A musical cartography or melo-geography, cultivated also in Belorussia, remains a synthetic and spectacular result of the ethnomusicological analysis and seems to be the most advanced and unique achievement of Ukrainian ethnomusicology, e.g. in the work led by Iryna Klymenko (Klymenko, & Murzina, 2008; Klymenko, 2012; 2013). In Poland the mapping of melodic types, inspired by the idea of ethnographic and dialectological atlas has been adapted only sporadically. Jan Stqszewski has introduced this procedure in the end of 1960s and illustrated distribution of rhythmic formula of Mazurka and old-Polish wedding song Chmiel (Stqszewski, 1959; 1960; 1965). The method of melogeography could not be specialized in Poland because of the mixed state of music traditions coming from different centuries and epochs. The digitalization of Kolbergs volumes (nearly 80 of them) will give new possibilites in spacial projections of regional repertoires. The unique achievement in Poland in the realm of mapping musical properties remains the work of Anna Czekanowska about narrow range melodic in Slavic countries (Czekanowska, 1972). This study adapts taxonomic analysis elaborated by Hugo Steinhaus and Jan Czekanowski, once professors of the University in Lviv. The monography by Czekanowska about songs in Bilgoraj region (Czekanowska, 1968), where old Slavic strata remain perceptible, is clearly inspired by analyses of Kolessa. The narrow range melodies, ladkanki, attracted attention of many ethnomusicologists both Ukrainian and Polish, including me. Still in the end of 20th century I heard an opinion in Bilgoraj region that younger women sing ladkanki and old women „ladkajq”.

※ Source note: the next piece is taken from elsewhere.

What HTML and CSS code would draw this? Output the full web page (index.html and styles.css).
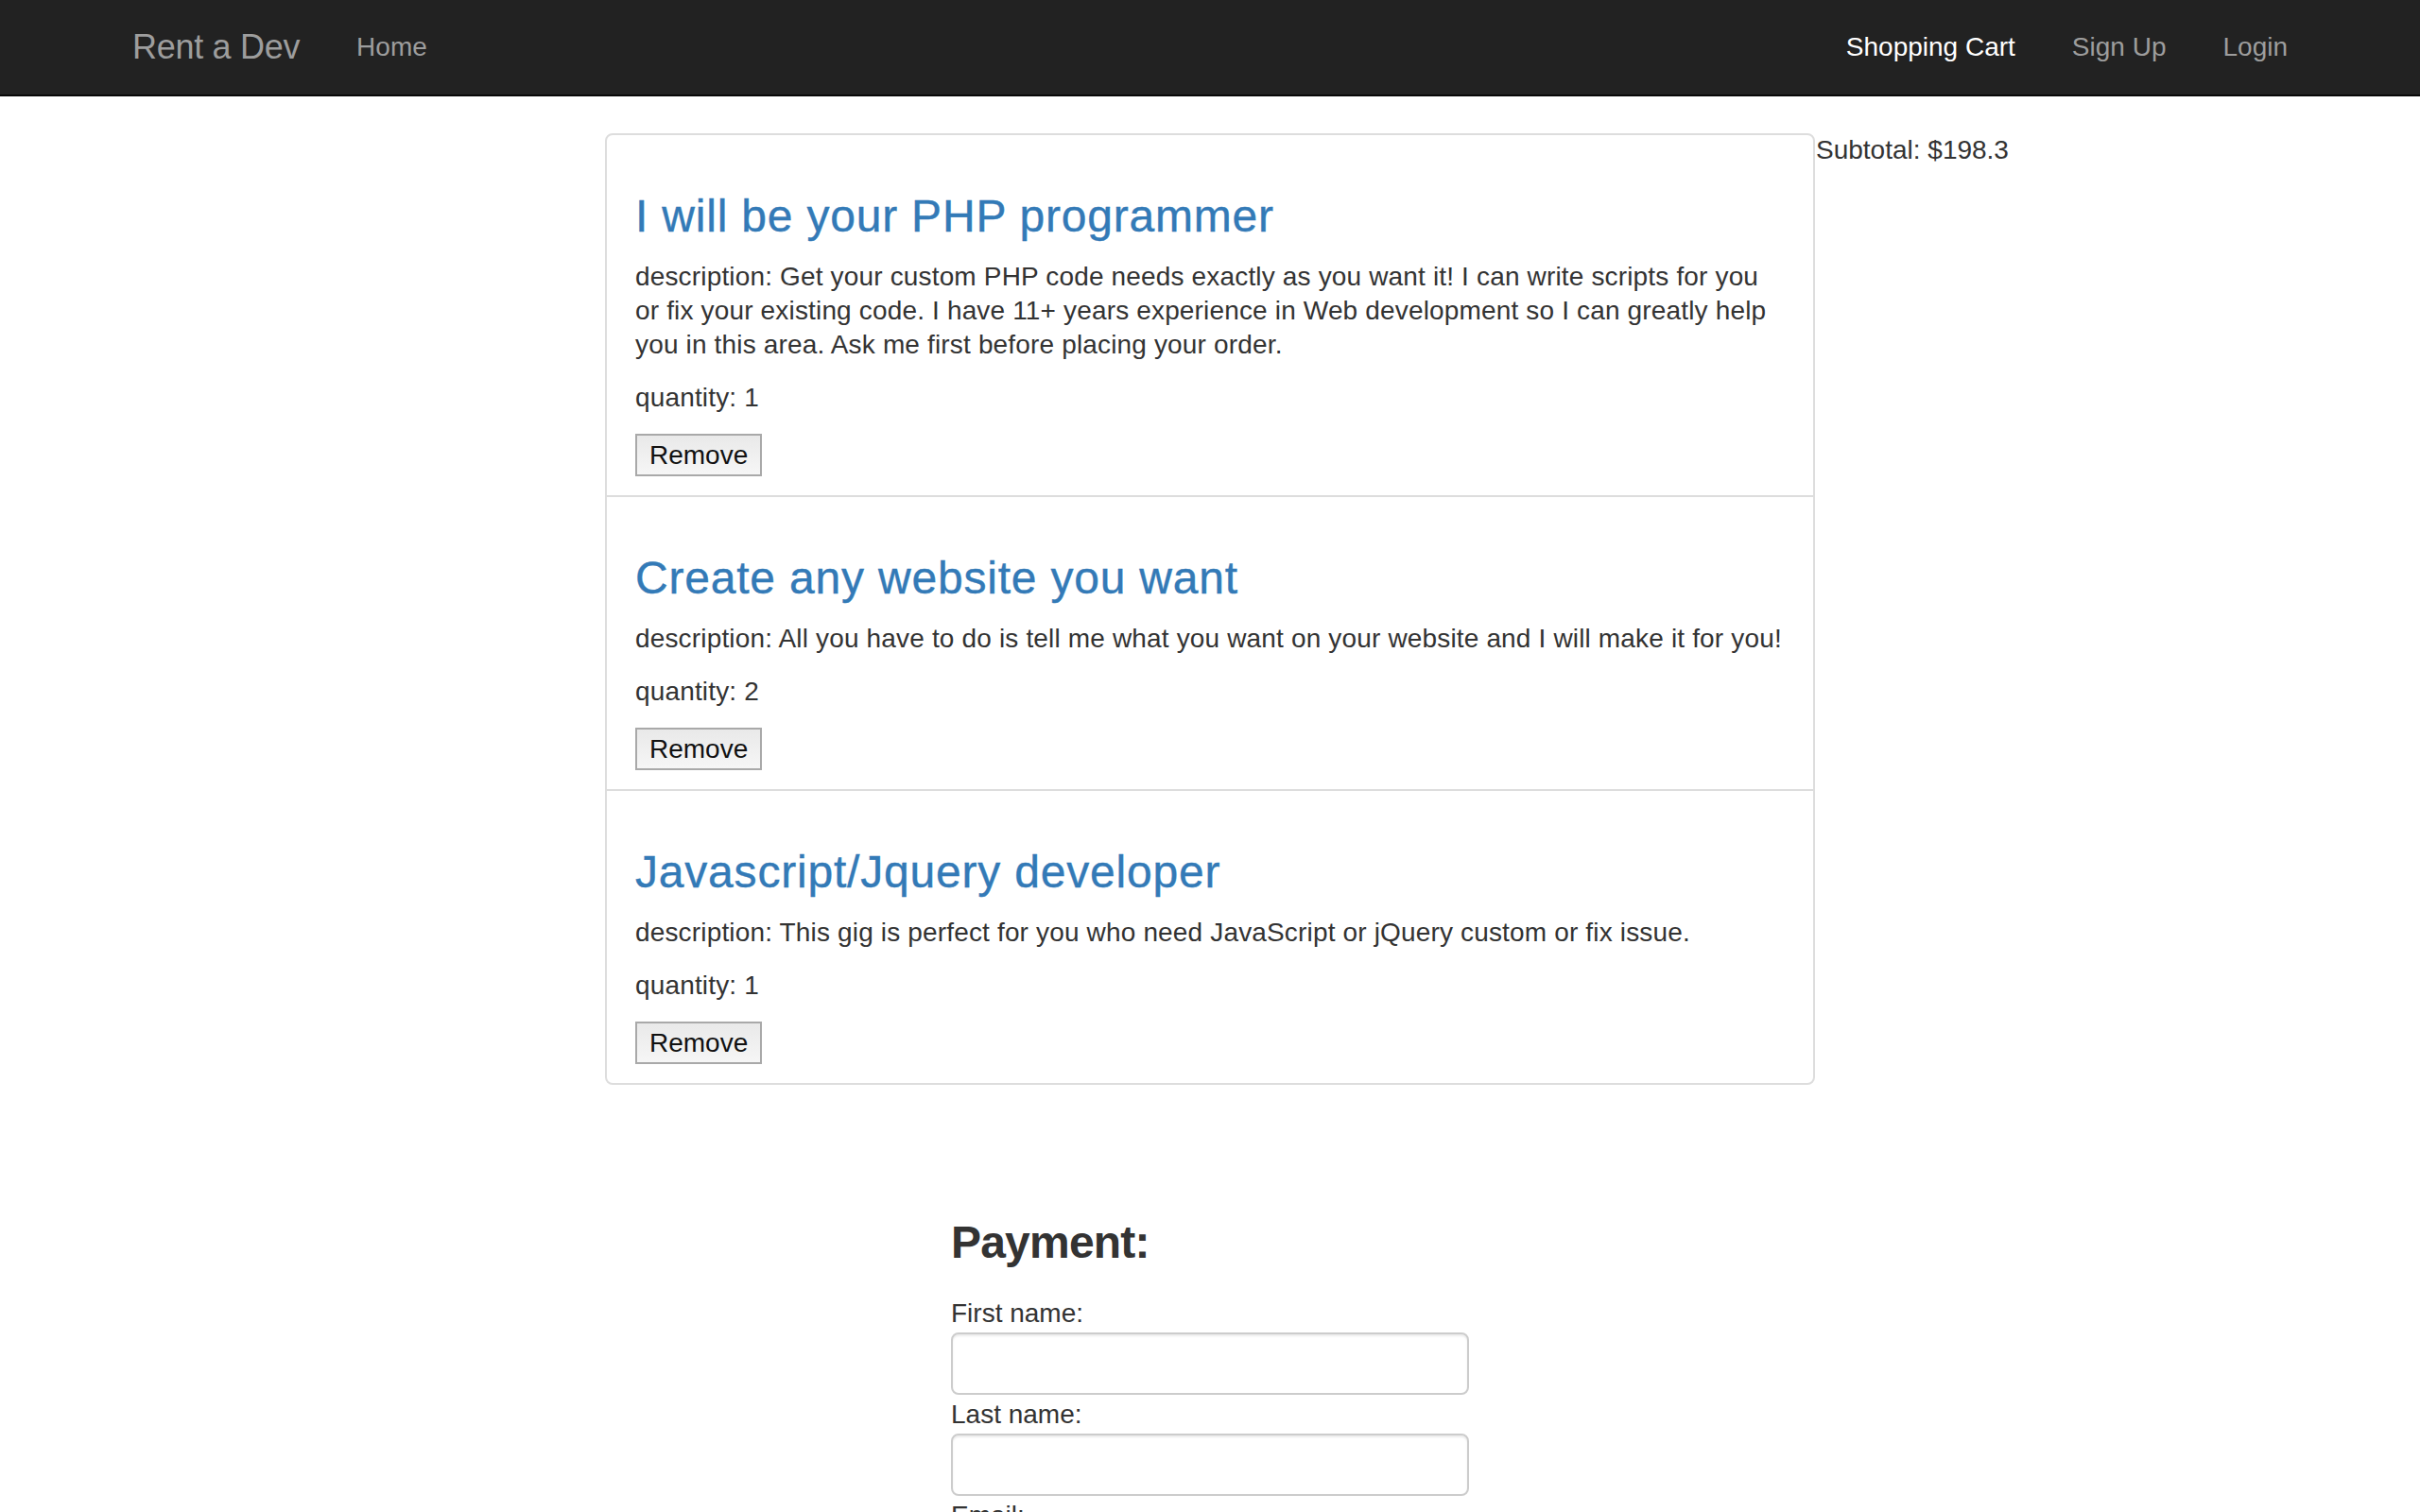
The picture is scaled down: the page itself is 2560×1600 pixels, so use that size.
FILE: index.html
```html
<!DOCTYPE html>
<html lang="en">
<head>
<meta charset="utf-8">
<title>Rent a Dev - Shopping Cart</title>
<link rel="stylesheet" href="styles.css">
</head>
<body>
<nav class="navbar">
  <div class="nav-inner">
    <div class="nav-left">
      <a class="brand" href="#">Rent a Dev</a>
      <a class="nav-link" href="#">Home</a>
    </div>
    <div class="nav-right">
      <a class="nav-link active" href="#">Shopping Cart</a>
      <a class="nav-link" href="#">Sign Up</a>
      <a class="nav-link" href="#">Login</a>
    </div>
  </div>
</nav>

<main class="cart-row">
  <ul class="cart-list">
    <li class="cart-item">
      <h3 class="item-title"><a href="#">I will be your PHP programmer</a></h3>
      <p>description: Get your custom PHP code needs exactly as you want it! I can write scripts for you or fix your existing code. I have 11+ years experience in Web development so I can greatly help you in this area. Ask me first before placing your order.</p>
      <p>quantity: 1</p>
      <button class="btn-remove" type="button">Remove</button>
    </li>
    <li class="cart-item">
      <h3 class="item-title"><a href="#">Create any website you want</a></h3>
      <p>description: All you have to do is tell me what you want on your website and I will make it for you!</p>
      <p>quantity: 2</p>
      <button class="btn-remove" type="button">Remove</button>
    </li>
    <li class="cart-item">
      <h3 class="item-title"><a href="#">Javascript/Jquery developer</a></h3>
      <p>description: This gig is perfect for you who need JavaScript or jQuery custom or fix issue.</p>
      <p>quantity: 1</p>
      <button class="btn-remove" type="button">Remove</button>
    </li>
  </ul>
  <div class="subtotal">Subtotal: $198.3</div>
</main>

<section class="payment">
  <h3 class="payment-title">Payment:</h3>
  <form class="payment-form">
    <label for="fname">First name:</label>
    <input id="fname" type="text">
    <label for="lname">Last name:</label>
    <input id="lname" type="text">
    <label for="email">Email:</label>
    <input id="email" type="text">
  </form>
</section>
</body>
</html>
```

FILE: styles.css
```css
* { box-sizing: border-box; }

html, body {
  margin: 0;
  padding: 0;
  background: #fff;
}

body {
  font-family: "Liberation Sans", Arial, Helvetica, sans-serif;
  font-size: 28px;
  line-height: 36px;
  color: #333;
}

a { text-decoration: none; }

/* Navbar */
.navbar {
  background: #222;
  border-bottom: 2px solid #080808;
  height: 102px;
  margin-bottom: 39px;
}

.nav-inner {
  width: 2340px;
  margin: 0 auto;
  display: flex;
  justify-content: space-between;
  align-items: stretch;
  height: 100px;
}

.nav-left, .nav-right {
  display: flex;
  align-items: stretch;
}

.brand {
  display: block;
  padding: 30px 30px;
  font-size: 36px;
  line-height: 40px;
  letter-spacing: -0.3px;
  color: #9d9d9d;
}

.nav-link {
  display: block;
  padding: 30px 30px;
  font-size: 28px;
  line-height: 40px;
  color: #9d9d9d;
}

.nav-link.active { color: #fff; }

/* Cart */
.cart-row {
  display: flex;
  align-items: flex-start;
  padding-left: 640px;
}

.cart-list {
  list-style: none;
  margin: 0;
  padding: 0;
  width: 1280px;
  flex: 0 0 1280px;
  border: 2px solid #ddd;
  border-radius: 8px;
}

.cart-item {
  padding: 20px 30px;
}

.cart-item + .cart-item {
  border-top: 2px solid #ddd;
}

.item-title {
  margin: 40px 0 20px;
  font-size: 48px;
  line-height: 52px;
  font-weight: 400;
  letter-spacing: 0.8px;
}

.item-title a {
  color: #337ab7;
  -webkit-text-stroke: 0.4px #337ab7;
}

.cart-item p {
  margin: 0 0 20px;
  letter-spacing: 0.16px;
}

.btn-remove {
  display: block;
  height: 45px;
  padding: 0 13px;
  font-family: "Liberation Sans", Arial, Helvetica, sans-serif;
  font-size: 28px;
  line-height: 41px;
  color: #111;
  background: linear-gradient(#e9e9e9, #f6f6f6);
  border: 2px solid #a9a9a9;
  border-radius: 0;
}

.subtotal {
  white-space: nowrap;
  padding-left: 1px;
}

/* Payment */
.payment {
  width: 548px;
  margin: 141px auto 0;
}

.payment-title {
  margin: 0 0 31px;
  font-size: 48px;
  line-height: 52px;
  font-weight: 700;
  letter-spacing: -0.8px;
  color: #333;
}

.payment-form {
  display: flex;
  flex-direction: column;
}

.payment-form label {
  display: block;
  margin-bottom: 2px;
}

.payment-form input {
  display: block;
  width: 548px;
  height: 66px;
  margin: 0 0 3px;
  padding: 12px 24px;
  font-size: 28px;
  border: 2px solid #ccc;
  border-radius: 8px;
  box-shadow: inset 0 2px 2px rgba(0,0,0,0.075);
  background: #fff;
}
```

In general, it prevails in Poland a concept of regional monography internally classified by content and functions. Such model of interpretation and typology is used and developed in the works of Barbara Krzyzaniak, Antoni i Danuta Pawlak, Jaroslaw Lisakowski and Ludwik Bielawski in monographs dedicated to regions of Kujawy, Warmia and Mazury, Kaszuby. This pattern is rooted, however, in regional monographies by Oskar Kolberg who did not dispose the Edison phonograph (Kolberg died in 1890), but he was a witness of a much more vivid musical folk practice than in 20th century.

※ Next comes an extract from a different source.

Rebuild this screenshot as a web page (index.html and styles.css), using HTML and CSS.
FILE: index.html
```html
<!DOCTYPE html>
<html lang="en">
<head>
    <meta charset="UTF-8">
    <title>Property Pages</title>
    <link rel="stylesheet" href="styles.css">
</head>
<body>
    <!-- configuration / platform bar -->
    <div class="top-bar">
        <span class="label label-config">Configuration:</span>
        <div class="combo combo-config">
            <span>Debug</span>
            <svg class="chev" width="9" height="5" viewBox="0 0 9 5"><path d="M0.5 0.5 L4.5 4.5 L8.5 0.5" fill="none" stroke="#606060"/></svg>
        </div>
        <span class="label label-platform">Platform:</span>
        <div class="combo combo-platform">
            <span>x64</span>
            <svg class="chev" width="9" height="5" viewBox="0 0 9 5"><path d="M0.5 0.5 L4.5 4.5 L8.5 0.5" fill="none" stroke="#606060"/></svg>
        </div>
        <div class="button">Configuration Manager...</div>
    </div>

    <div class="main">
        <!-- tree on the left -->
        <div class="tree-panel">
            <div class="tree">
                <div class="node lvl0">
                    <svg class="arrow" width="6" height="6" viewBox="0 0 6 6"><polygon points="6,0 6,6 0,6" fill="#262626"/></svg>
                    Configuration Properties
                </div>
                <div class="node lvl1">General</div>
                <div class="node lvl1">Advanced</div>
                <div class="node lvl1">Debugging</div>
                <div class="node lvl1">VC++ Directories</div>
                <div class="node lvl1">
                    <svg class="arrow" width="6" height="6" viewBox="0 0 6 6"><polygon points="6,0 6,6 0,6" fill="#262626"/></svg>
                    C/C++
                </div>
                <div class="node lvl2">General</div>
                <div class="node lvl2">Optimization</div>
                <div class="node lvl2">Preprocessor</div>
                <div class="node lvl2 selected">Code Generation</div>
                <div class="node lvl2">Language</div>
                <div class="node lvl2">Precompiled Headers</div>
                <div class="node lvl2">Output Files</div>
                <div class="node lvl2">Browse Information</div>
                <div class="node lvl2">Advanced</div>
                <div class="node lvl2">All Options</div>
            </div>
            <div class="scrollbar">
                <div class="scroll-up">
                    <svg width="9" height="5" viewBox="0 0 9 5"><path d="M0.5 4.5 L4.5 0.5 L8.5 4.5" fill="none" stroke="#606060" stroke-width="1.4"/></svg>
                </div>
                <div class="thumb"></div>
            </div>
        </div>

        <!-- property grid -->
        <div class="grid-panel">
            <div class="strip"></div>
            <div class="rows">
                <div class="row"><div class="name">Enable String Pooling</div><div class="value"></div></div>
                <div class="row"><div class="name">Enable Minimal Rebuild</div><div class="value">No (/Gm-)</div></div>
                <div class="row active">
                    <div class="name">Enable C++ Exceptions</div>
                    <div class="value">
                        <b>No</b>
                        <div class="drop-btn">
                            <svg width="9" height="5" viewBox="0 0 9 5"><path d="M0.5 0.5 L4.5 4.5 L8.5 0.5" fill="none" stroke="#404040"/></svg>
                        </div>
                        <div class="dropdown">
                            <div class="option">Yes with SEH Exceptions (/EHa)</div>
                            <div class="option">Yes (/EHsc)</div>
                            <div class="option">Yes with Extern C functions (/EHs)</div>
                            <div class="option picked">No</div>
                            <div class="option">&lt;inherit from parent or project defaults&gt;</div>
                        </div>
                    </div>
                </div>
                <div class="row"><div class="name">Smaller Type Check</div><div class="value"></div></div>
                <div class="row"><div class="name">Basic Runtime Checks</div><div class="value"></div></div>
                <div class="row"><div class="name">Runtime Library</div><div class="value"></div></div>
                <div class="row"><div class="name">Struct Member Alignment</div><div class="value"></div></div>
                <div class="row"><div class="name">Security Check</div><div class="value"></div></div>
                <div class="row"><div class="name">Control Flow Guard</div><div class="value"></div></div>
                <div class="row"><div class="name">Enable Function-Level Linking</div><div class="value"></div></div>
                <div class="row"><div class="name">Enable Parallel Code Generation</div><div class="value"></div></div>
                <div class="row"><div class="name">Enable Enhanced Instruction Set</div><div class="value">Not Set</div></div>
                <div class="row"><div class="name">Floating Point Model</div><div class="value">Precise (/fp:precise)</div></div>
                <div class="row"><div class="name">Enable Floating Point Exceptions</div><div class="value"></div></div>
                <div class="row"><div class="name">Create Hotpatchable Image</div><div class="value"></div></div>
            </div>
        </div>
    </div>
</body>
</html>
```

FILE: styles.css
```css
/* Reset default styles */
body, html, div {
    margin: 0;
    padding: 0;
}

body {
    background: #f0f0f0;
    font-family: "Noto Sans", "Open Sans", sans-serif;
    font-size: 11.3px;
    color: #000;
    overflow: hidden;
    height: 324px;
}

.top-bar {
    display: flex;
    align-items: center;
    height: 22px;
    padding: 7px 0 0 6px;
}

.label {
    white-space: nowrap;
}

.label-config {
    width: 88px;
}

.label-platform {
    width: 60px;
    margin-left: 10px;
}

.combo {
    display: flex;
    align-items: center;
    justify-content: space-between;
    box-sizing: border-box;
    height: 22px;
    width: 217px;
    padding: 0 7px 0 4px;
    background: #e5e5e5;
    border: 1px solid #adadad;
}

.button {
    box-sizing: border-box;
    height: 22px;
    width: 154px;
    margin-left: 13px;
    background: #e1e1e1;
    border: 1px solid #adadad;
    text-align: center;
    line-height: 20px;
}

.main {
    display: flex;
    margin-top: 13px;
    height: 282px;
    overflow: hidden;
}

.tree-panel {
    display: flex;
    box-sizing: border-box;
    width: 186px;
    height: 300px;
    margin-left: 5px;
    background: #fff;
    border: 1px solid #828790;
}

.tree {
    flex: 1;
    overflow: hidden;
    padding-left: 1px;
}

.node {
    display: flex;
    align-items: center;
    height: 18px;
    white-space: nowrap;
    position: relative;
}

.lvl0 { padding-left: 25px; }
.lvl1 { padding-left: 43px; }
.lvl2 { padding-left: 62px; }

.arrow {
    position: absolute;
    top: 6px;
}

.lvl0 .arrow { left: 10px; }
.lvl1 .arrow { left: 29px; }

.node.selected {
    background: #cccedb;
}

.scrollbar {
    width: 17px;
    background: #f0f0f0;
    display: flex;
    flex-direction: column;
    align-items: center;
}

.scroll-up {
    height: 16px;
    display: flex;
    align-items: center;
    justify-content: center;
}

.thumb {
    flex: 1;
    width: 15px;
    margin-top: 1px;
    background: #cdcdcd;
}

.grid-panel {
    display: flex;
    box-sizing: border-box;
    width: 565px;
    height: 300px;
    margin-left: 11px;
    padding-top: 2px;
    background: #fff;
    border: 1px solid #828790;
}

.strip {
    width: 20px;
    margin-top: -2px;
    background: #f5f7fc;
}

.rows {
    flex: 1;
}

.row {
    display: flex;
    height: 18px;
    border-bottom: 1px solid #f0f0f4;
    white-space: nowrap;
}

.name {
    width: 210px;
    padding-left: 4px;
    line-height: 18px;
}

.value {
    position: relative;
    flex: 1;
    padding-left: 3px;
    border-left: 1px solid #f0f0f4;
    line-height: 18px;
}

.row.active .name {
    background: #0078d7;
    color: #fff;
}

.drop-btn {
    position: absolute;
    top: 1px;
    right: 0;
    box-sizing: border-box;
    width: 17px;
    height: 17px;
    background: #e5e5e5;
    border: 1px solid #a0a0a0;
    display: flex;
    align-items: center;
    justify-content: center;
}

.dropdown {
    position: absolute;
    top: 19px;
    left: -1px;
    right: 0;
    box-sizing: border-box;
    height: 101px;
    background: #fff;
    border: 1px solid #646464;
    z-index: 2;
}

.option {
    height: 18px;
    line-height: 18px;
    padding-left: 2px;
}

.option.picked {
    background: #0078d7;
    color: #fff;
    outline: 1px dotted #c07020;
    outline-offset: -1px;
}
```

The common Polish-Ukrainian results of musicological research have been contained in nearly twenty volumes of „Musica Galiciana”, since 1997; these conferences are organised by Lysenko Music Academy in Lviv and University in Rzeszow. The studies are particularly fruitful under the Latin aegis and refer mainly to the music history and musical life in 19th century. But ethnomusicology was the first -- Conferentia Investigatorum Musicae Popularis Russiae Rubrae Regionumque Finitimarum invented by Bohdan Lukaniuk started already in 1990 and was carefully documented in print in next years (Dovha- lyuk, & Dobrjans'ka, 2019, p. 15). From the Polish side the key concept refers to central-eastern Europe, the idea elaborated particularly in Lublin and based on Res Publica of the past centuries. Another initiative came from Andrzej Nikodemowicz (1925-2017), a composer born, educated and living in Lviv till 1980. Since the 1980s in Lublin he has put forward an idea of a common music, and spiritual, mental heritage, including denominations, of the borderland (Fundacja „Muzyka Kresow”, today with another name: Center of Crossroads). Since 1991, this idea has been taken up by Monika Maminska and Jan Bernad who have organised many meetings and conferences inviting ethnomusicologists from Baltic and Slavic countries and gathering them in such places (villages) in Poland where people of different denominations lived together. These yearly conferences, unfortunately unsifficiently represented in literature, were a breath of freedom and enabled a spontaneous exchange of knowledge, experiences and musical practice of ethnomusicologists of several countries from our part of Europe. Since the 1990s, these conferences and workshops visited frequently Evgenij Jefremov who together with his ensemble „Drevo” made a major contribution to a revival of older singing styles in Poland. In 2014, in the beginning of the first war in Europe after WWII, on the occasion of 35th anniversary of „the Drevo” in Lublin, five Polish singing groups performed whose practice was inspired by Jefremov's mission. From the past conferences „Muzyka Kresow” an International Summer School of Traditional Singing (the 24th edition in 2023, now in Posejnele near Sejny) visited by hundreds of young people has emerged.

Summing up, we can say that Ukraine invented the term „ethnomusicology” to contribute to its own independence. In the realm of musical transcriptions of traditional repertoire and system of analysis, typology, mapping, the Ukrainian ethnomusicology has a leading role in Europe. Each country can safely go the ethnomusicological path elaborated by Ukrainians who did it amid very difficult circumstances. It is our Ukrainian-Polish privilege that there is no distinct melodic borderlines between both nations. The common Polish-Ukrainian heritage is built on wishing carols (kolqdy zyczqce, szczodraki) which were eagerly studied, by Jerzy Bartminski (Bartminski, 1981; 2003), died recently, who had been brought up in Przemysl. All that is sung and wished in szczedrywki, zekanki should be wished to the today's Ukrainians who must struggle with the ghost of the past and shed blood for the whole humanity.